Wagtail and Narcissus (Sekirei suisen), No. 23 from the series Forty-eight Birds Drawn from Life
鶺鴒 水仙
- Date:
- 1859
- Medium:
- Color woodblock print
Description
Wagtail and Narcissus (Sekirei suisen), No. 23 from Forty-eight Birds Drawn from Life, exemplifies the encyclopedic logic of Nakayama Sūgakudō's 1859 series: a single bird closely observed and identified, paired with a seasonally appropriate plant carrying classical literary associations. The Japanese wagtail (sekirei) is a small black-and-white waterside bird associated in Japanese poetry with the Kojiki account of Izanagi and Izanami — the bird that taught the primal pair to mate by the motion of its tail — and so carries one of the oldest mythological references in the kachō-e repertoire.

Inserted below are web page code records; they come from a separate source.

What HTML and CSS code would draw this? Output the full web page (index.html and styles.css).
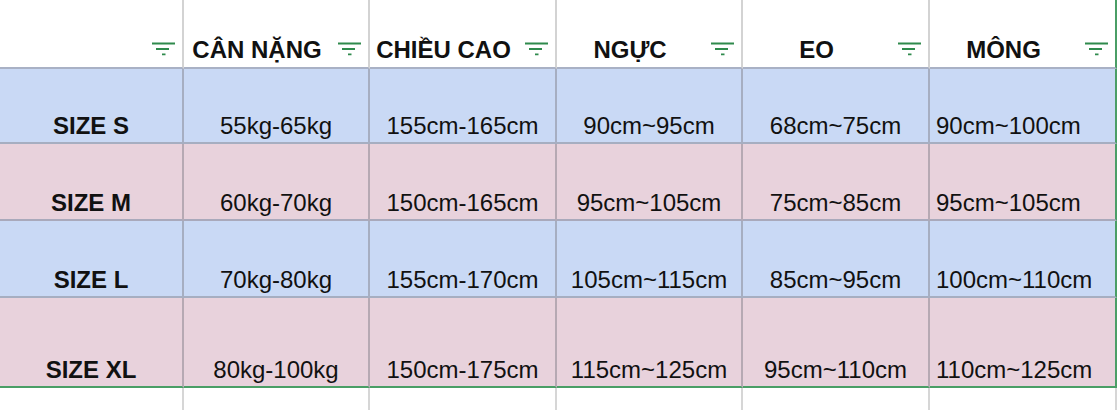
FILE: index.html
```html
<!DOCTYPE html>
<html lang="vi">
<head>
<meta charset="utf-8">
<title>Bảng size</title>
<link rel="stylesheet" href="styles.css">
</head>
<body>
<div class="sheet">
  <div class="cell head"><span class="label"></span><svg class="filter" viewBox="0 0 23 14"><path d="M0 1.5H23M4 7H17M10 12.3H13.5"/></svg></div>
  <div class="cell head"><span class="label">CÂN NẶNG</span><svg class="filter" viewBox="0 0 23 14"><path d="M0 1.5H23M4 7H17M10 12.3H13.5"/></svg></div>
  <div class="cell head"><span class="label">CHIỀU CAO</span><svg class="filter" viewBox="0 0 23 14"><path d="M0 1.5H23M4 7H17M10 12.3H13.5"/></svg></div>
  <div class="cell head"><span class="label">NGỰC</span><svg class="filter" viewBox="0 0 23 14"><path d="M0 1.5H23M4 7H17M10 12.3H13.5"/></svg></div>
  <div class="cell head"><span class="label">EO</span><svg class="filter" viewBox="0 0 23 14"><path d="M0 1.5H23M4 7H17M10 12.3H13.5"/></svg></div>
  <div class="cell head last"><span class="label">MÔNG</span><svg class="filter" viewBox="0 0 23 14"><path d="M0 1.5H23M4 7H17M10 12.3H13.5"/></svg></div>

  <div class="cell blue size">SIZE S</div>
  <div class="cell blue">55kg-65kg</div>
  <div class="cell blue">155cm-165cm</div>
  <div class="cell blue">90cm~95cm</div>
  <div class="cell blue">68cm~75cm</div>
  <div class="cell blue last">90cm~100cm</div>

  <div class="cell pink size">SIZE M</div>
  <div class="cell pink">60kg-70kg</div>
  <div class="cell pink">150cm-165cm</div>
  <div class="cell pink">95cm~105cm</div>
  <div class="cell pink">75cm~85cm</div>
  <div class="cell pink last">95cm~105cm</div>

  <div class="cell blue size">SIZE L</div>
  <div class="cell blue">70kg-80kg</div>
  <div class="cell blue">155cm-170cm</div>
  <div class="cell blue">105cm~115cm</div>
  <div class="cell blue">85cm~95cm</div>
  <div class="cell blue last">100cm~110cm</div>

  <div class="cell pink size final">SIZE XL</div>
  <div class="cell pink final">80kg-100kg</div>
  <div class="cell pink final">150cm-175cm</div>
  <div class="cell pink final">115cm~125cm</div>
  <div class="cell pink final">95cm~110cm</div>
  <div class="cell pink final last">110cm~125cm</div>

  <div class="cell empty"></div>
  <div class="cell empty"></div>
  <div class="cell empty"></div>
  <div class="cell empty"></div>
  <div class="cell empty"></div>
  <div class="cell empty"></div>
</div>
</body>
</html>
```

FILE: styles.css
```css
html, body {
  margin: 0;
  padding: 0;
  background: #ffffff;
  overflow: hidden;
}

.sheet {
  display: grid;
  grid-template-columns: 184px 186px 187px 186px 187px 187px;
  grid-template-rows: 69px 75px 77px 77px 90px 30px;
  width: 1117px;
  font-family: "Liberation Sans", Arial, sans-serif;
  font-size: 24px;
  line-height: 28px;
  color: #111111;
}

.cell {
  box-sizing: border-box;
  display: flex;
  align-items: flex-end;
  justify-content: center;
  padding-bottom: 2px;
  white-space: nowrap;
  border-right: 2px solid #a6aec1;
  border-bottom: 2px solid #a6aec1;
}

.head {
  background: #ffffff;
  font-weight: bold;
  padding-bottom: 3px;
  border-right-color: #d3d3d3;
  border-bottom-color: #a9b1c5;
}

.head .label {
  flex: 1;
  text-align: center;
  padding-right: 8px;
}

.filter {
  flex: none;
  width: 23px;
  height: 14px;
  margin-right: 7px;
  margin-bottom: 8px;
  fill: none;
  stroke: #2f8a4c;
  stroke-width: 1.8;
}

.blue {
  background: #c9d9f5;
}

.pink {
  background: #e8d2dc;
  border-right-color: #b6a9b3;
  border-bottom-color: #a9a9bb;
}

.size {
  font-weight: bold;
}

.blue.last,
.pink.last {
  justify-content: flex-start;
  padding-left: 6px;
}

.last {
  border-right-color: #4a9e66;
}

.head.last {
  border-right-color: #4a9e66;
}

.final {
  border-bottom-color: #4a9e66;
}

.empty {
  background: #ffffff;
  border-bottom: none;
  border-right-color: #d6d6d6;
}
```
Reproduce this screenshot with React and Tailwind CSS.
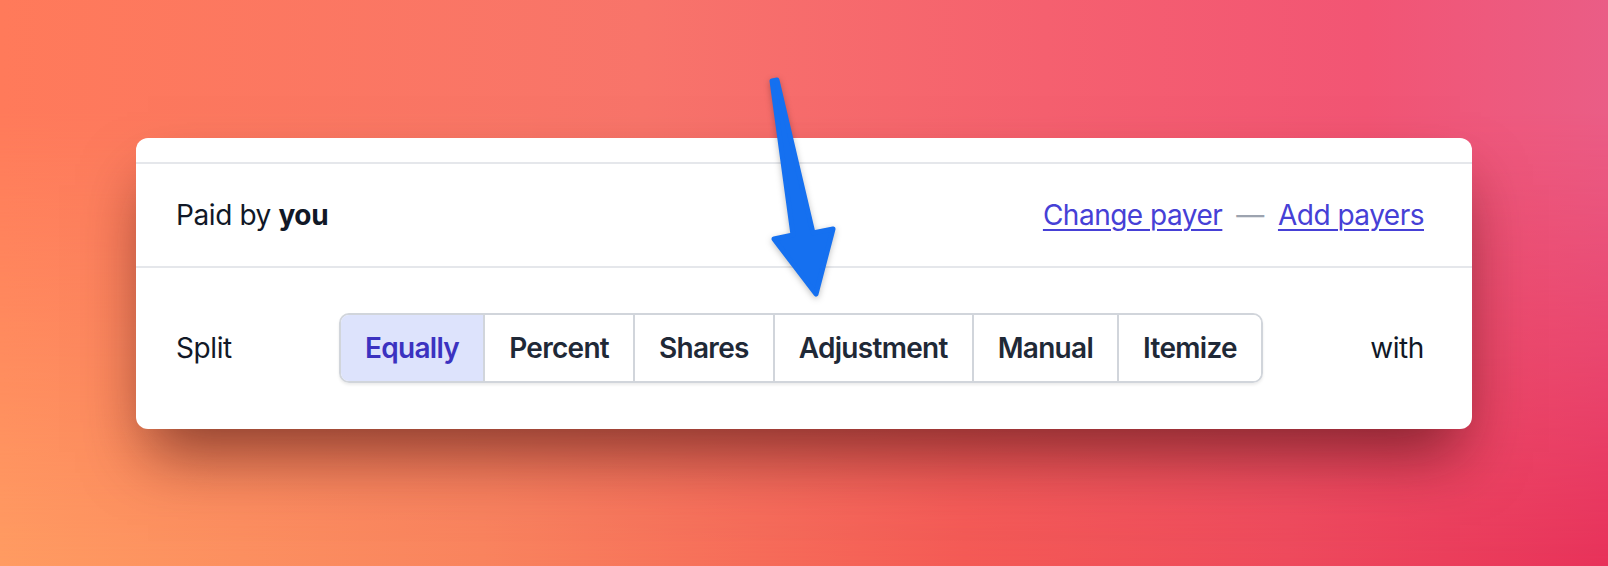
import React from "react";

const options = ["Equally", "Percent", "Shares", "Adjustment", "Manual", "Itemize"];

export default function App() {
  return (
    <div className="relative h-[566px] w-[1608px] overflow-hidden bg-[linear-gradient(to_right,#ff9c62_0%,#f9845e_30%,#f45a55_60%,#ee4a5c_80%,#e8325a_100%)] font-['Inter','Liberation_Sans',sans-serif]">
      <div className="absolute inset-0 bg-[linear-gradient(to_right,#ff7a5a_0%,#f8746a_40%,#f5606f_65%,#f25574_85%,#ea5d86_100%)] [mask-image:linear-gradient(to_bottom,black_0%,black_20%,transparent_100%)]" />
      <div className="relative flex h-full items-center justify-center">
        <div className="w-[1336px] rounded-xl bg-white shadow-[0_35px_60px_-12px_rgba(60,10,10,0.6)]">
          <div className="h-[24px]" />
          <div className="flex h-[106px] items-center justify-between border-t-2 border-b-2 border-[#e5e7eb] pl-10 pr-12 text-[28px] tracking-[-0.4px] text-[#111827]">
            <p>
              Paid by <span className="font-bold">you</span>
            </p>
            <div className="flex items-center gap-[14px]">
              <a href="#" className="tracking-[-0.5px] text-[#4640d6] underline decoration-2 underline-offset-[4px]">
                Change payer
              </a>
              <span className="text-[#9ca3af]">—</span>
              <a href="#" className="tracking-[-0.5px] text-[#4640d6] underline decoration-2 underline-offset-[4px]">
                Add payers
              </a>
            </div>
          </div>
          <div className="flex h-[161px] items-center pl-10 pr-12 text-[28px] tracking-[-0.4px] text-[#111827]">
            <span className="w-[163px]">Split</span>
            <div className="flex h-[70px] overflow-hidden rounded-[10px] border-2 border-[#d1d5db] shadow-[0_2px_3px_rgba(0,0,0,0.08)]">
              {options.map((o, i) => (
                <button
                  key={o}
                  className={
                    "flex items-center px-6 font-semibold tracking-[-0.7px] " +
                    (i > 0 ? "border-l-2 border-[#d1d5db] " : "") +
                    (i === 0 ? "bg-[#dde3fc] text-[#3b32c0]" : "bg-white text-[#1f2937]")
                  }
                >
                  {o}
                </button>
              ))}
            </div>
            <span className="ml-auto">with</span>
          </div>
        </div>
      </div>
      <svg
        className="pointer-events-none absolute inset-0 [filter:drop-shadow(0_2px_3px_rgba(0,0,0,0.25))]"
        width="1608"
        height="566"
        viewBox="0 0 1608 566"
      >
        <polygon
          points="772,81 793,235 774,239 816,294 833,229 813,233 777,80"
          fill="#1570f0"
          stroke="#1570f0"
          strokeWidth="5"
          strokeLinejoin="round"
        />
      </svg>
    </div>
  );
}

The narcissus (suisen), a winter-flowering bulb introduced from China, is associated with the New Year season and with the literati ideal of pure-mindedness in cold weather. Sūgakudō pairs the two against an unprinted ground in the ōban tate-e (vertical) format with the precise color registration, blind embossing, and graduated washes that distinguish the Kōeidō imprint's late-1850s production. The Fine Arts Museums of San Francisco copy (Achenbach 1963.30.5554) is part of the substantial donation that brought the Achenbach Foundation's set of the series into a major American institution.